Yeah, I've been doing a lot of reading of standards while trying to hide all the messy details from users of the new API I've added to the email package. I haven't gotten to smtplib yet :)

But, this stuff is messy. If you want to understand a standard, you really have to read it, and lots of others standards besides, and then look at what various packages have chosen to implement, and figure out all the ways you think they did it wrong :) As you have observed, implementations of SMTPUTF8 are scarce on the ground so far.

SMTPUTF8 may be about headers, but because the natural way of representing non-ascii headers in Python is as a (unicode) string, and SEND takes a single string (or bytes) argument, you can't separate dealing with the encoding of the headers from dealing with the encoding of the body unless you *parse* the payload as an email message so you can do the right thing with the body. Thus you can't address adding SMTPUTF8 to smtplib without figuring out the API for the whole message, not just the headers.

So yes, the client can 'add Content-Type: text/plain; charset="utf-8"', but the process of doing that is exactly what I was talking about :)

Now, one option, as I said, it to put the burden on the application: it can check to see if SMTPUTF8 is available, and if so provide a DATA formatted with utf8 headers and charset='utf-8' bodies, and if it is not available, provide a DATA formatted with RFC2047 headers and charset="utf-8" bodies. But I'd rather make smtplib (with the help of the email package) do the hard work, rather than have every application have to do it.

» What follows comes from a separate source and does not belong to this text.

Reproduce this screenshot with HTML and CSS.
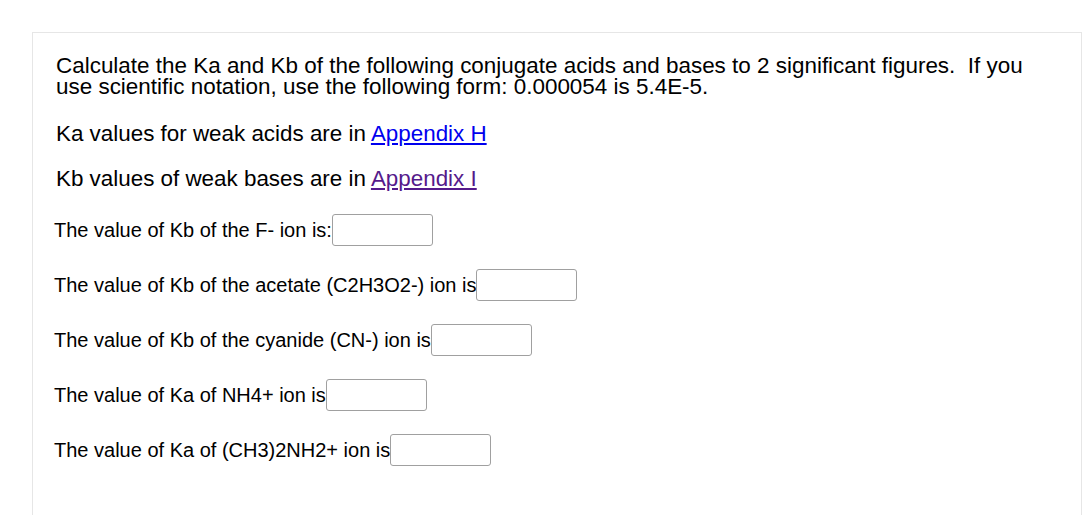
FILE: index.html
```html
<!DOCTYPE html>
<html>
<head>
<meta charset="utf-8">
<link rel="stylesheet" href="styles.css">
</head>
<body>
<div class="panel">
  <p class="intro">Calculate the Ka and Kb of the following conjugate acids and bases to 2 significant figures.&nbsp; If you use scientific notation, use the following form: 0.000054 is 5.4E-5.</p>
  <p class="ref">Ka values for weak acids are in <a href="#" class="link">Appendix H</a></p>
  <p class="ref">Kb values of weak bases are in <a href="#" class="link visited">Appendix I</a></p>
  <div class="questions">
    <div class="q">The value of Kb of the F- ion is:<input class="answer" type="text"></div>
    <div class="q">The value of Kb of the acetate (C2H3O2-) ion is<input class="answer" type="text"></div>
    <div class="q">The value of Kb of the cyanide (CN-) ion is<input class="answer" type="text"></div>
    <div class="q">The value of Ka of NH4+ ion is<input class="answer" type="text"></div>
    <div class="q">The value of Ka of (CH3)2NH2+ ion is<input class="answer" type="text"></div>
  </div>
</div>
</body>
</html>
```
FILE: styles.css
```css
html, body {
  margin: 0;
  padding: 0;
  background: #fff;
}
body {
  font-family: "Liberation Sans", Arial, sans-serif;
  color: #000;
  padding: 32px 4px 0 32px;
  height: 515px;
  overflow: hidden;
  box-sizing: border-box;
}
.panel {
  border: 1px solid #e6e6e6;
  border-bottom: none;
  height: 600px;
  padding: 22px 20px 0 23px;
}
.intro {
  margin: 0;
  font-size: 22.45px;
  line-height: 21px;
}
.ref {
  margin: 24.5px 0 0 0;
  font-size: 22.4px;
  line-height: 23px;
}
.ref + .ref {
  margin-top: 22px;
}
.link {
  color: #0000ee;
  text-decoration: underline;
}
.link.visited {
  color: #551a8b;
}
.questions {
  margin-top: 24.5px;
  margin-left: -2px;
  display: flex;
  flex-direction: column;
  gap: 23px;
}
.q {
  font-size: 20px;
  display: flex;
  align-items: center;
  height: 32px;
}
.answer {
  width: 101px;
  height: 32px;
  box-sizing: border-box;
  border: 1px solid #a0a0a0;
  border-radius: 3px;
  margin: 0;
  padding: 0 4px;
  font-size: 16px;
  background: #fff;
}
```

Still, we could start with a patch that just makes it possible for an application to do it itself. That would just need to accept non-ascii in the RCPT etc commands, pass it through as utf8 if SMTPUTF8 is available, and raise an error otherwise.

You are correct that the more convenient API I'm talking about also needs to be enhanced to provide a way to specify the alternate ASCII-only address. I'd forgotten about that detail. That's going to be very annoying from a clean-API point of view :(

And yes, it should raise an exception if SMTPUTF8 is not available and no ascii address was provided.